* START *
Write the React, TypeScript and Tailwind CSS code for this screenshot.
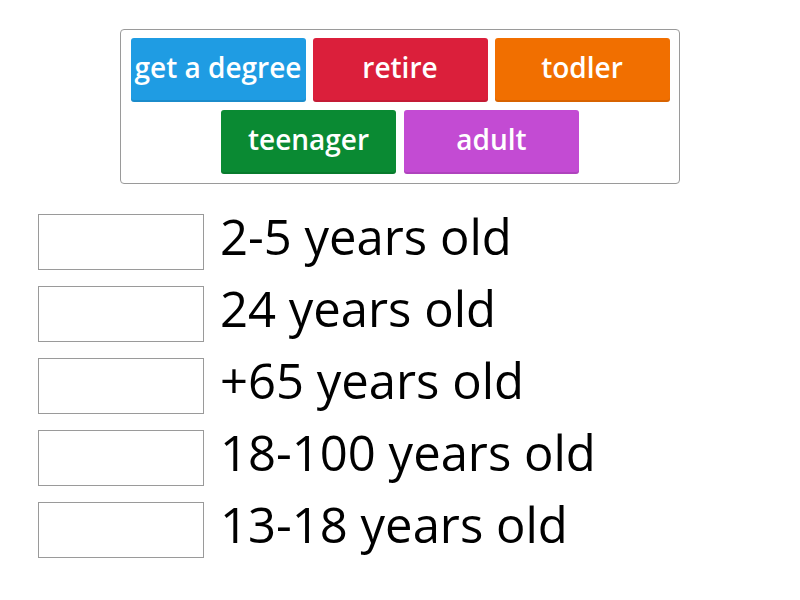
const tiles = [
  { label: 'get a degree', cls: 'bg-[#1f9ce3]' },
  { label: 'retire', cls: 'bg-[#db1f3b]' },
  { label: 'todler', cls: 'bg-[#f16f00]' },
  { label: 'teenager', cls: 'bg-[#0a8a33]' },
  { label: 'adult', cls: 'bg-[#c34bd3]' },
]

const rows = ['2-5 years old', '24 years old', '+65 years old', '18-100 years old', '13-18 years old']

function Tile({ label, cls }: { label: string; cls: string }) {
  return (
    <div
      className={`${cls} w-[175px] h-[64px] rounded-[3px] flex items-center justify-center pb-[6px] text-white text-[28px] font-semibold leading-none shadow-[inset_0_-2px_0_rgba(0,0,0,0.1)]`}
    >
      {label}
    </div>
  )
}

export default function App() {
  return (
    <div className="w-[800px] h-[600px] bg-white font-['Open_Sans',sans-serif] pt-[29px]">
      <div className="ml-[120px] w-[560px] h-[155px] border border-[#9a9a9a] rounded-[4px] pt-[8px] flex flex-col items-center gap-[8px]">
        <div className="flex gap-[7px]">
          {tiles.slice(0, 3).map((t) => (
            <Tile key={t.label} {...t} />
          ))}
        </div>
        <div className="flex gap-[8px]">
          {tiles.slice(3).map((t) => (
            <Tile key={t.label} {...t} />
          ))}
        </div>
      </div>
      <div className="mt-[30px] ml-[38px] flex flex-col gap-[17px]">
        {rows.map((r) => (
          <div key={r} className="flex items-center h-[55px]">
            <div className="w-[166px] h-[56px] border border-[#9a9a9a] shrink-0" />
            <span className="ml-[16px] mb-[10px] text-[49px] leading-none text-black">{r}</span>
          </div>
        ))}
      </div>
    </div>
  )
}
* END *
*Instructions to follow*: Produce an exact copy of each line of data, skipping embedded images.

*Finished task*:
Write the React, TypeScript and Tailwind CSS code for this screenshot.
const tiles = [
  { label: 'get a degree', cls: 'bg-[#1f9ce3]' },
  { label: 'retire', cls: 'bg-[#db1f3b]' },
  { label: 'todler', cls: 'bg-[#f16f00]' },
  { label: 'teenager', cls: 'bg-[#0a8a33]' },
  { label: 'adult', cls: 'bg-[#c34bd3]' },
]

const rows = ['2-5 years old', '24 years old', '+65 years old', '18-100 years old', '13-18 years old']

function Tile({ label, cls }: { label: string; cls: string }) {
  return (
    <div
      className={`${cls} w-[175px] h-[64px] rounded-[3px] flex items-center justify-center pb-[6px] text-white text-[28px] font-semibold leading-none shadow-[inset_0_-2px_0_rgba(0,0,0,0.1)]`}
    >
      {label}
    </div>
  )
}

export default function App() {
  return (
    <div className="w-[800px] h-[600px] bg-white font-['Open_Sans',sans-serif] pt-[29px]">
      <div className="ml-[120px] w-[560px] h-[155px] border border-[#9a9a9a] rounded-[4px] pt-[8px] flex flex-col items-center gap-[8px]">
        <div className="flex gap-[7px]">
          {tiles.slice(0, 3).map((t) => (
            <Tile key={t.label} {...t} />
          ))}
        </div>
        <div className="flex gap-[8px]">
          {tiles.slice(3).map((t) => (
            <Tile key={t.label} {...t} />
          ))}
        </div>
      </div>
      <div className="mt-[30px] ml-[38px] flex flex-col gap-[17px]">
        {rows.map((r) => (
          <div key={r} className="flex items-center h-[55px]">
            <div className="w-[166px] h-[56px] border border-[#9a9a9a] shrink-0" />
            <span className="ml-[16px] mb-[10px] text-[49px] leading-none text-black">{r}</span>
          </div>
        ))}
      </div>
    </div>
  )
}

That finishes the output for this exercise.